Adding extra stress to their relationship is the fact that Jamie is being forced to change his entire worldview when it comes to the Jacobite rebellion. He's dedicated his life to fighting for the Jacobites, but armed with Claire's knowledge that it will eventually fail, he now is working in secret with his wife to sabotage it from the inside to save the culture from extinction.

"He's having to be duplicitous and it's tough because it goes against his very nature," Heughan says. "Jamie and Claire are constantly going to have to put on a persona and air to blend in with the social elite and they're going to struggle with it. It doesn't sit well at all with Jamie, to put it lightly."

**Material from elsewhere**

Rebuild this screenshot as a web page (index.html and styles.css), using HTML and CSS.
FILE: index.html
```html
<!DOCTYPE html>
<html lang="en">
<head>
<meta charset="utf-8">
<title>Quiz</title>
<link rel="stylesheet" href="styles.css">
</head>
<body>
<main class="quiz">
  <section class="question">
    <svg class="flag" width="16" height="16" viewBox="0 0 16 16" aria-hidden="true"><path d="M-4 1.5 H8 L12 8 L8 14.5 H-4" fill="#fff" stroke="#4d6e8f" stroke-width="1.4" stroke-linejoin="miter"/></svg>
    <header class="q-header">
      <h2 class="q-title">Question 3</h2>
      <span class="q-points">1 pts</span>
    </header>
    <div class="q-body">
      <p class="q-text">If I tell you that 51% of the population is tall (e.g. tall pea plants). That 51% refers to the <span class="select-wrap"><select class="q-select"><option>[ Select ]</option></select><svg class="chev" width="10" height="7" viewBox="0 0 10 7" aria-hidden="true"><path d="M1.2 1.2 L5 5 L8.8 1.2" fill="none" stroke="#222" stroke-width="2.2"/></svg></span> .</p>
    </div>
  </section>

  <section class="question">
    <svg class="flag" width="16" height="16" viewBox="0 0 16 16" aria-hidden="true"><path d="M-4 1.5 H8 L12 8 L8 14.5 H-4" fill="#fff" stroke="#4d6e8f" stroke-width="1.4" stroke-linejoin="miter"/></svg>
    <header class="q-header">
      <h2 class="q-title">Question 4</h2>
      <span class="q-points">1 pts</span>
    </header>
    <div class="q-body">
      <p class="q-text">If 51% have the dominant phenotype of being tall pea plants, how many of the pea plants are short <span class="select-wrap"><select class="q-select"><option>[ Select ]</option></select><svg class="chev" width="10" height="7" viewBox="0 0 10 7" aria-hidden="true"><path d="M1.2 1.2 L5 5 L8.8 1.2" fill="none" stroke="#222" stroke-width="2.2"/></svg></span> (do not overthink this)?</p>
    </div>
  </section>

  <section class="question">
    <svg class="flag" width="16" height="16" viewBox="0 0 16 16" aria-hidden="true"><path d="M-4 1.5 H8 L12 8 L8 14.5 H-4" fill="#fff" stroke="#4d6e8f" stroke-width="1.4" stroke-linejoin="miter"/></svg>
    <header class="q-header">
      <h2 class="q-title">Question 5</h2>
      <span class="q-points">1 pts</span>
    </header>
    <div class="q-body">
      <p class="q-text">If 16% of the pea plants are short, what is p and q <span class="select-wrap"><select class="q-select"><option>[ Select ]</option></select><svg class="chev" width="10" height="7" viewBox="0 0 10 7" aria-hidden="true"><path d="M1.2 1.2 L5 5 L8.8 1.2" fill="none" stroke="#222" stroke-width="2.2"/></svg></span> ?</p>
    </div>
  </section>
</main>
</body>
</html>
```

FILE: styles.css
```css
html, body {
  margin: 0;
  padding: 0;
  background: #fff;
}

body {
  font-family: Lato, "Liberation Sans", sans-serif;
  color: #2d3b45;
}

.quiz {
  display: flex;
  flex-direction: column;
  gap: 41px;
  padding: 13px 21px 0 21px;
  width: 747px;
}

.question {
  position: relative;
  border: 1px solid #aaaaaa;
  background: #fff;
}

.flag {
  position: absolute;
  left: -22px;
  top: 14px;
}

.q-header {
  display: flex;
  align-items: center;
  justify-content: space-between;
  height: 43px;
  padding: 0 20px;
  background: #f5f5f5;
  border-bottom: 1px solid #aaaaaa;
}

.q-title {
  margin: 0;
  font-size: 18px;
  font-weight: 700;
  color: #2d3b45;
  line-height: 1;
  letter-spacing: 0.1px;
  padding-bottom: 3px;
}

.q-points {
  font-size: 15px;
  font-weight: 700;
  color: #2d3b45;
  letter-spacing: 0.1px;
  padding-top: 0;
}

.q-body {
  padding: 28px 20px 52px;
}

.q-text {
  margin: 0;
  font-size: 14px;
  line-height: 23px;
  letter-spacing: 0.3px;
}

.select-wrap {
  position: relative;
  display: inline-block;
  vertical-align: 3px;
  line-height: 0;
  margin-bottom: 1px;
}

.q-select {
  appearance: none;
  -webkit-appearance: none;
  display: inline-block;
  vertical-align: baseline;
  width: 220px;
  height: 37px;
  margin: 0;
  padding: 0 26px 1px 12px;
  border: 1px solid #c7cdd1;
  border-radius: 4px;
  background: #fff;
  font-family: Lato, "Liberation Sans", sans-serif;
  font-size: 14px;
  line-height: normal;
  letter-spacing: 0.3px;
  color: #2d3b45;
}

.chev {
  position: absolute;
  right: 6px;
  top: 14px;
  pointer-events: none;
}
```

Having Claire and Jamie navigate the political intrigue in France will allow them to see different sides to each other now that they're out of the high stakes, life-or-death situations they were constantly in last season.

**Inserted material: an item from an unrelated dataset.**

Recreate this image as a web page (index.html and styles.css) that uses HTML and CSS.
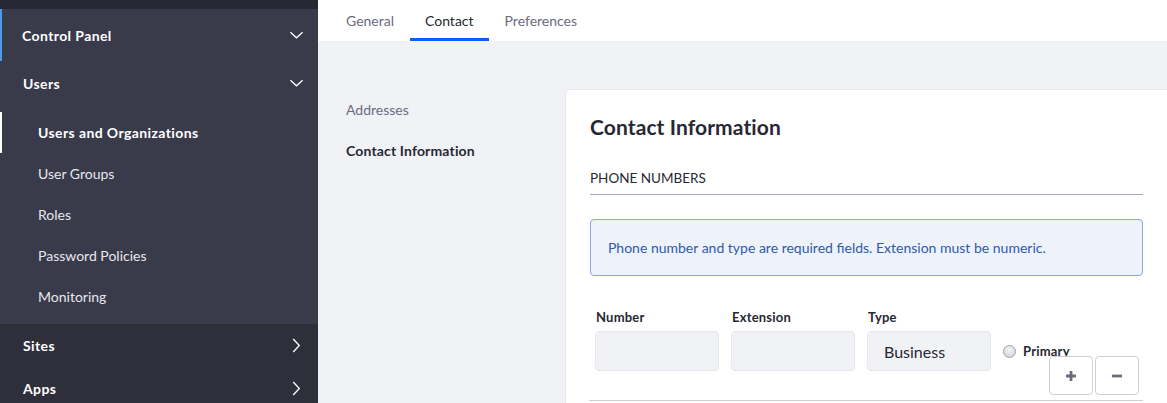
FILE: index.html
```html
<!DOCTYPE html>
<html lang="en">
<head>
<meta charset="utf-8">
<title>Contact</title>
<link rel="stylesheet" href="styles.css">
</head>
<body>
<aside class="sidebar">
  <div class="topstrip"></div>
  <div class="panel">
    <div class="row row-main active-blue"><span>Control Panel</span>
      <svg class="chev" viewBox="0 0 16 16"><polyline points="1.5,4.5 8,10.5 14.5,4.5"/></svg></div>
    <div class="row row-sec"><span>Users</span>
      <svg class="chev" viewBox="0 0 16 16"><polyline points="1.5,4.5 8,10.5 14.5,4.5"/></svg></div>
    <ul class="sublist">
      <li class="sub active">Users and Organizations</li>
      <li class="sub">User Groups</li>
      <li class="sub">Roles</li>
      <li class="sub">Password Policies</li>
      <li class="sub">Monitoring</li>
    </ul>
  </div>
  <div class="row row-sec dark"><span>Sites</span>
    <svg class="chev-r" viewBox="0 0 16 16"><polyline points="4.5,1 11,8 4.5,15"/></svg></div>
  <div class="row row-sec dark"><span>Apps</span>
    <svg class="chev-r" viewBox="0 0 16 16"><polyline points="4.5,1 11,8 4.5,15"/></svg></div>
</aside>
<main class="main">
  <nav class="tabs">
    <a class="tab">General</a>
    <a class="tab active">Contact</a>
    <a class="tab">Preferences</a>
  </nav>
  <div class="content">
    <ul class="sidenav">
      <li class="nav-item">Addresses</li>
      <li class="nav-item current">Contact Information</li>
    </ul>
    <section class="card">
      <h2 class="card-title">Contact Information</h2>
      <div class="legend">PHONE NUMBERS</div>
      <div class="alert">Phone number and type are required fields. Extension must be numeric.</div>
      <div class="phone-row">
        <div class="field">
          <label class="label">Number</label>
          <div class="input"></div>
        </div>
        <div class="field">
          <label class="label">Extension</label>
          <div class="input"></div>
        </div>
        <div class="field">
          <label class="label">Type</label>
          <div class="input select">Business</div>
        </div>
        <div class="primary"><span class="radio"></span><span class="primary-label">Primary</span></div>
        <div class="btns">
          <button class="btn">
            <svg viewBox="0 0 12 12"><path d="M6 1v10M1 6h10"/></svg>
          </button>
          <button class="btn">
            <svg viewBox="0 0 12 12"><path d="M1 6h10"/></svg>
          </button>
        </div>
      </div>
    </section>
  </div>
</main>
</body>
</html>
```
FILE: styles.css
```css
* { box-sizing: border-box; }
html, body { margin: 0; padding: 0; }
body {
  display: flex;
  width: 1167px;
  height: 403px;
  overflow: hidden;
  font-family: Lato, "Liberation Sans", sans-serif;
  font-size: 14px;
  color: #272833;
  background: #f1f2f5;
}
ul { list-style: none; margin: 0; padding: 0; }

/* Sidebar */
.sidebar {
  width: 318px;
  flex: 0 0 318px;
  background: #2e2f3b;
  color: #fff;
}
.topstrip { height: 9px; background: #272833; }
.panel { background: #393a4a; }
.row {
  display: flex;
  align-items: center;
  justify-content: space-between;
  padding: 0 14px 0 23px;
  font-weight: 700;
  font-size: 14px;
  letter-spacing: 0.4px;
  color: #fff;
}
.row-main { height: 52px; padding-left: 22px; }
.row-sec { height: 44px; }
.dark { height: 43px; }
.active-blue { box-shadow: inset 2px 0 0 #4b9bea; }
.chev { width: 15px; height: 15px; fill: none; stroke: #fff; stroke-width: 1.4; }
.chev-r { width: 15px; height: 15px; fill: none; stroke: #fff; stroke-width: 1.4; }
.sublist { padding: 7px 0 7px; }
.sub {
  height: 41px;
  display: flex;
  align-items: center;
  padding-left: 38px;
  color: #e7e7ed;
  font-size: 14px;
}
.sub.active { font-weight: 700; color: #fff; letter-spacing: 0.4px; box-shadow: inset 2px 0 0 #fff; }

/* Main */
.main { flex: 1; display: flex; flex-direction: column; min-width: 0; }
.tabs {
  height: 41px;
  background: #fff;
  display: flex;
  padding-left: 13px;
  gap: 1px;
}
.tab {
  padding: 0 15px;
  display: flex;
  align-items: center;
  height: 41px;
  color: #6b6c7e;
  font-size: 14px;
  padding-bottom: 1px;
}
.tab.active { color: #272833; box-shadow: inset 0 -3px 0 #0b5fff; }

.content {
  display: flex;
  margin-top: 48px;
  flex: 1;
}
.sidenav { width: 247px; flex: 0 0 247px; padding: 0 0 0 28px; }
.nav-item { height: 41px; display: flex; align-items: center; color: #6b6c7e; font-size: 14px; }
.nav-item.current { color: #272833; font-weight: 700; letter-spacing: 0.15px; }

.card {
  flex: 1;
  background: #fff;
  border-top: 1px solid #e7e7ed;
  border-left: 1px solid #e7e7ed;
  border-top-left-radius: 5px;
  padding: 25px 24px 0 24px;
}
.card-title { margin: 0; font-size: 21px; line-height: 24px; font-weight: 700; letter-spacing: 0.1px; color: #272833; }
.legend {
  margin-top: 29px;
  font-size: 13.5px;
  line-height: 20px;
  padding-bottom: 6px;
  border-bottom: 1px solid #a7a9bc;
  color: #272833;
}
.alert {
  margin-top: 24px;
  background: #eef2fa;
  border: 1px solid #89a7e0;
  border-radius: 4px;
  padding: 17px 17px;
  line-height: 21px;
  color: #2e5aac;
  font-size: 14px;
}
.phone-row {
  position: relative;
  display: flex;
  align-items: flex-end;
  gap: 12px;
  margin-top: 32px;
  margin-left: -1px;
  padding: 0 0 29px 6px;
  border-bottom: 1px solid #cdced9;
}
.field { width: 124px; display: flex; flex-direction: column; }
.label { font-size: 13px; line-height: 18px; font-weight: 700; letter-spacing: 0.2px; color: #272833; margin: 0 0 5px 1px; }
.input {
  height: 40px;
  background: #f1f2f5;
  border: 1px solid #e7e7ed;
  border-radius: 4px;
}
.select { display: flex; align-items: center; padding-left: 16px; font-size: 16px; color: #272833; }
.primary { display: flex; align-items: center; height: 40px; margin-left: 0; }
.radio {
  width: 13px; height: 13px; border-radius: 50%;
  border: 1px solid #a0a0a8;
  background: radial-gradient(circle at 50% 35%, #f4f4f4, #d0d0d4);
  margin-right: 7px;
}
.primary-label { font-size: 13px; font-weight: 700; letter-spacing: 0.2px; color: #272833; }
.btns { position: absolute; right: 4px; bottom: 5px; display: flex; gap: 2px; }
.btn {
  width: 44px; height: 39px;
  background: #fff;
  border: 1px solid #cdced9;
  border-radius: 4px;
  display: flex; align-items: center; justify-content: center;
  padding: 0;
}
.btn svg { width: 12px; height: 12px; fill: none; stroke: #6b6c7e; stroke-width: 2.8; }
```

"You get lost in this beautiful, colorful Parisian world, and you'll see as the season progresses, it feels like we've gone down a rabbit hole in some ways," Balfe tells THR. "We'll peel back more layers on both Claire and Jamie and we'll see them use not very attractive sides of their personalities. There's a lot of duplicity, a lot of lying, a lot of manipulation. They're doing all of this for their greater mission, but it's an interesting, psychological season whereas last season was focused so much on the action."

And despite the fact that both Claire and Jamie were elated over Claire's pregnancy at first, she's going to be having some second thoughts as time goes on.

"We'll see Claire struggling with impending motherhood and what that means to her," Balfe says. "That might drive a wedge between them. Plus, their marriage continues to be put under pressure from external circumstances. So how will they, as a couple, cope with that and grow with that? The biggest challenge I can't even talk about, because it will give away a huge spoiler in the story."

Another plot point Balfe and Heughan couldn't talk about for fear of spoiling was the possible return of Black Jack Randall. Book readers know that the sadistic ancestor of Claire's former husband Frank (also played by Menzies) returns in a major way in Dragonfly in Amber. But will he return to the show?

"It is such a huge event in the book," Heughan says after a long pause. "That whole story almost cures Jamie. It fixes everything. He controls his destiny. He's actually happy to find out Black Jack is alive because it means he can kill him. After that moment, the old Jamie is back. So if we'll get to see that on the show, we'll have to wait to find out. I can't give away too much."

Outlander season two premieres on Saturday, April 9 at 9 p.m. on Starz.